* **Task requirements**
Using the listing below, extract each line that has the word "components" in it.

# START OF Source excerpt

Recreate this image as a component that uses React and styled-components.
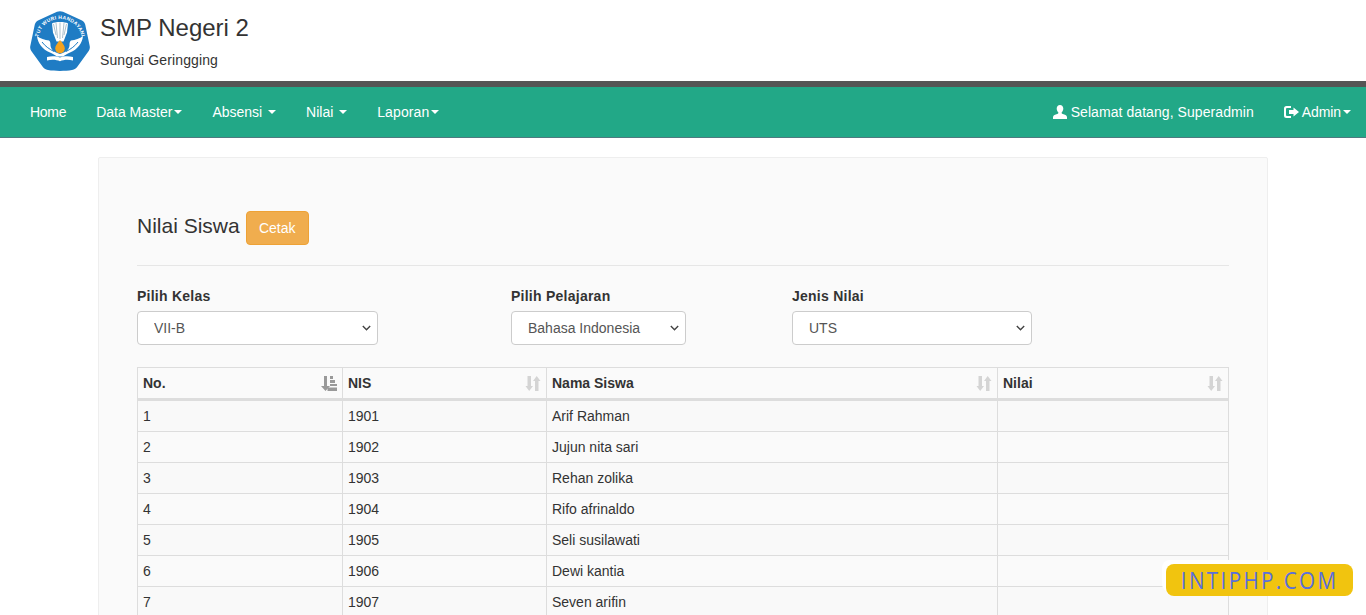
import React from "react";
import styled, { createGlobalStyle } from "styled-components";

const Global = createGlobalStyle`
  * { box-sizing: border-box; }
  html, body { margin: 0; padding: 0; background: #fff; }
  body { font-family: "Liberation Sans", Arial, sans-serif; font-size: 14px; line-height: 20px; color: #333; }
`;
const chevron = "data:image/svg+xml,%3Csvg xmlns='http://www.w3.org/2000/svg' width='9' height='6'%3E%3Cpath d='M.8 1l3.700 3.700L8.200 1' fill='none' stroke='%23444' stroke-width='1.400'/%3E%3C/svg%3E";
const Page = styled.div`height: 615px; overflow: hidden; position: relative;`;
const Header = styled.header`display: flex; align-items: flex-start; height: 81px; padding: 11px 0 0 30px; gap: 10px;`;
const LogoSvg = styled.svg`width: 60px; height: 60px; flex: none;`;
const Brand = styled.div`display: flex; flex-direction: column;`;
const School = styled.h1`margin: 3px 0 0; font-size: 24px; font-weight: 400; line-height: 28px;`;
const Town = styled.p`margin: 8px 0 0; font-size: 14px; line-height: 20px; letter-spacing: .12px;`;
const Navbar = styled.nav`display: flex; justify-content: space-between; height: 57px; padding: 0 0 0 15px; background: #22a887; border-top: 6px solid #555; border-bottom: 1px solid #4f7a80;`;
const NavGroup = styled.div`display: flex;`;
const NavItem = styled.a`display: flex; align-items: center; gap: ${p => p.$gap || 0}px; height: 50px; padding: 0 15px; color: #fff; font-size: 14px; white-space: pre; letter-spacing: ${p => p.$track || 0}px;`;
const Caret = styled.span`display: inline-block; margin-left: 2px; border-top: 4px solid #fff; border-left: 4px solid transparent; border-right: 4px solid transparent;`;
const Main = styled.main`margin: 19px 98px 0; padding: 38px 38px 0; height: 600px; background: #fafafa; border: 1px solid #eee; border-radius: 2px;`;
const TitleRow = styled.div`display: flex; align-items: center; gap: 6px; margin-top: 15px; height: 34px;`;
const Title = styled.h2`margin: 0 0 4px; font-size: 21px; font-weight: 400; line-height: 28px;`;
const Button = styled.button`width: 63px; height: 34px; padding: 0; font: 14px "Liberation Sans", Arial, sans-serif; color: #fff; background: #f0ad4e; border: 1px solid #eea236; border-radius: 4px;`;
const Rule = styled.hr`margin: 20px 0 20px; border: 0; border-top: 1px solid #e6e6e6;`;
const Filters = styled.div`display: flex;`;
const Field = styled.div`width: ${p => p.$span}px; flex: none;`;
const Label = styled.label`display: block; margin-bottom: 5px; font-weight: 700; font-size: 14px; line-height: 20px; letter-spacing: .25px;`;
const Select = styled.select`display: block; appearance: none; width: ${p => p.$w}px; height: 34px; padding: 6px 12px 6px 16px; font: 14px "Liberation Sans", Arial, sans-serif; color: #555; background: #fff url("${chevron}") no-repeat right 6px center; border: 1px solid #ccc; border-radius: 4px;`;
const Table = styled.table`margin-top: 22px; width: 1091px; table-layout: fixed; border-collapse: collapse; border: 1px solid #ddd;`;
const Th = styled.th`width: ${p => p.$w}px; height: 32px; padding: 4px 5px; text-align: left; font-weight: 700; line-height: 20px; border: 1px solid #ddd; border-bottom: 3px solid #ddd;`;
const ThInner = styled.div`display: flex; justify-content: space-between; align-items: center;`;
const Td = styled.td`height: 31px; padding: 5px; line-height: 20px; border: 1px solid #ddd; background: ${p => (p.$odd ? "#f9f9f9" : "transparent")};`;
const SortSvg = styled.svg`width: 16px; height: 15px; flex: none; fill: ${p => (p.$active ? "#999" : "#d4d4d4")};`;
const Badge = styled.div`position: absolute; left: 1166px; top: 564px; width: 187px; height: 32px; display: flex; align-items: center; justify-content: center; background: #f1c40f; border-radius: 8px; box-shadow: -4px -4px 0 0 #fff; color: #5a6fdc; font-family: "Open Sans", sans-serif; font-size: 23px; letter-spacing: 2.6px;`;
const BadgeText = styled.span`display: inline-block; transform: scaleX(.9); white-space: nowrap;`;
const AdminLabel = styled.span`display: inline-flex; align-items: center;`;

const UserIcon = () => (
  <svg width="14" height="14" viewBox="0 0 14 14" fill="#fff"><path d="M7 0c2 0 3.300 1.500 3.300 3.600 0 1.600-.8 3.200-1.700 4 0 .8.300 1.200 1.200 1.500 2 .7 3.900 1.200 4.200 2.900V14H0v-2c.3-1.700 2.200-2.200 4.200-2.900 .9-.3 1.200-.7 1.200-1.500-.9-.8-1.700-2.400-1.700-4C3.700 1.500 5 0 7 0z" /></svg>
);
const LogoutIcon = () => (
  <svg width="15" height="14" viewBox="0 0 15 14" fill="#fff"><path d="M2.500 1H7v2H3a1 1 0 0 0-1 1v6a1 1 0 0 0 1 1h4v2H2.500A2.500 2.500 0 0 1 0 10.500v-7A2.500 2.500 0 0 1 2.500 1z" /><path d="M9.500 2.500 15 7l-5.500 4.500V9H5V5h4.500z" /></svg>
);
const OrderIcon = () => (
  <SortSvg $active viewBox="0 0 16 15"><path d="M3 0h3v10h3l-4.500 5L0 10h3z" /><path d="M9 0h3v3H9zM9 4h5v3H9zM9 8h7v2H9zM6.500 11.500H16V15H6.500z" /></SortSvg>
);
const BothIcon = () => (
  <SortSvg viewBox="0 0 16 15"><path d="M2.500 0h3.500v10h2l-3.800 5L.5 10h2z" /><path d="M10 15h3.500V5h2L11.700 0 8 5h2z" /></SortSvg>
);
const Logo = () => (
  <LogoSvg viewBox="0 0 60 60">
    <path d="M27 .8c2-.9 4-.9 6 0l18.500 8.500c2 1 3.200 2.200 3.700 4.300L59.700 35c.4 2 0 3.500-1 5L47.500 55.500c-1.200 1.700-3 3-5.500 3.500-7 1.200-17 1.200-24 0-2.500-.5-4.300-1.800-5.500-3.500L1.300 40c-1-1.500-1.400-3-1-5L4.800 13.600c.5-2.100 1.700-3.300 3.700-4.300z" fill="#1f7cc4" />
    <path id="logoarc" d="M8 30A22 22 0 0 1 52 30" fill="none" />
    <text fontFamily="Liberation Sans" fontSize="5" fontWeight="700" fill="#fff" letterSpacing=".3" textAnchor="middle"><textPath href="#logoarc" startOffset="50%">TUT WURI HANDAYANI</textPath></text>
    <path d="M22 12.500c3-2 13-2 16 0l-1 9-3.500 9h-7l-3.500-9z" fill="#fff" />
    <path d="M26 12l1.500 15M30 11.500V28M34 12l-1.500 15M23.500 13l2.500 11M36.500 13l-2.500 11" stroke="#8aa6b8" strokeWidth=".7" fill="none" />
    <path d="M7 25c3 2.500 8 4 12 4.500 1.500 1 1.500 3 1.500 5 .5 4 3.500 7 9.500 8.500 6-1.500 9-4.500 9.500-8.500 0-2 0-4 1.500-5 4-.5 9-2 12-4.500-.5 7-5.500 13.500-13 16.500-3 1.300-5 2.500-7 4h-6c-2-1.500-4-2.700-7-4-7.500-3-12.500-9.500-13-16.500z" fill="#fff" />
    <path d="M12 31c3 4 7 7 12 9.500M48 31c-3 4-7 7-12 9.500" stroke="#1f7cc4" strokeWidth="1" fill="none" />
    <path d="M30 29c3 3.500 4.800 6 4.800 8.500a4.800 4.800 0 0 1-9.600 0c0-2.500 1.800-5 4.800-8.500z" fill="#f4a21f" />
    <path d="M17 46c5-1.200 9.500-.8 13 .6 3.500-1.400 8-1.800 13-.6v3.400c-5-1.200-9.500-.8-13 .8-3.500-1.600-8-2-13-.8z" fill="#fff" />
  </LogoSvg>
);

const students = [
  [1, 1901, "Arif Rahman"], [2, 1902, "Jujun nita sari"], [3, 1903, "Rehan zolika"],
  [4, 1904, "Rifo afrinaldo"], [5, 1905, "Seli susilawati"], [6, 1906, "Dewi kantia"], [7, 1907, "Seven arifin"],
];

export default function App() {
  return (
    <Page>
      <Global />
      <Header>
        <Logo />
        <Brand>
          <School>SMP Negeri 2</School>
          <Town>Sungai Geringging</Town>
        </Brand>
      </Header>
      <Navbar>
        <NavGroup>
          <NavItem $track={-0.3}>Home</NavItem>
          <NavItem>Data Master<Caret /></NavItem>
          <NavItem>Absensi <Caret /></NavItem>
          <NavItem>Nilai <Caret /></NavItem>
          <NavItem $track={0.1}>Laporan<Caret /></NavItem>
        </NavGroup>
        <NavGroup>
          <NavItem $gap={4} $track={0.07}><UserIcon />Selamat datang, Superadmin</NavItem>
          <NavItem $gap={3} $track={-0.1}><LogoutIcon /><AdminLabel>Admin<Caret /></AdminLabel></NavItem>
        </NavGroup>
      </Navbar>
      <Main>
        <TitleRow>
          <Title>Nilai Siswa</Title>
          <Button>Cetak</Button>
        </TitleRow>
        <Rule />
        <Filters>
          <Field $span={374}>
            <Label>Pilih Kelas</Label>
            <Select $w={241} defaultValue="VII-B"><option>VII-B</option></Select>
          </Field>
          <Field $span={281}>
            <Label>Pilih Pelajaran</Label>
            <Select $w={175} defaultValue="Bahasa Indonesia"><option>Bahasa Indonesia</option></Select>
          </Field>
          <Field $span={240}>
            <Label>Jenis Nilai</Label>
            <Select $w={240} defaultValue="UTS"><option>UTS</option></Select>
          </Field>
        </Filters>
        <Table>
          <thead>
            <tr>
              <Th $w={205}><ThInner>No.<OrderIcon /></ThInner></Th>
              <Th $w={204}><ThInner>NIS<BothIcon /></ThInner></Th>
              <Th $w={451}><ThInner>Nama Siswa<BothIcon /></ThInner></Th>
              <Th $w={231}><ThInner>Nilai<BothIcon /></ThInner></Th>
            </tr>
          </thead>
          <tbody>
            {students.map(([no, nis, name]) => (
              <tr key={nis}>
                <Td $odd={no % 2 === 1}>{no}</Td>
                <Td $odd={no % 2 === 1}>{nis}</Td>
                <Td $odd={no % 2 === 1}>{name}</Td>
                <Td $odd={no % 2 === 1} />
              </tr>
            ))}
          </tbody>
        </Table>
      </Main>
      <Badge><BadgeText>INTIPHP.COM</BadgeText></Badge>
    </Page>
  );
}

# END OF Source excerpt

* **Worked answer**
Recreate this image as a component that uses React and styled-components.
import styled, { createGlobalStyle } from "styled-components";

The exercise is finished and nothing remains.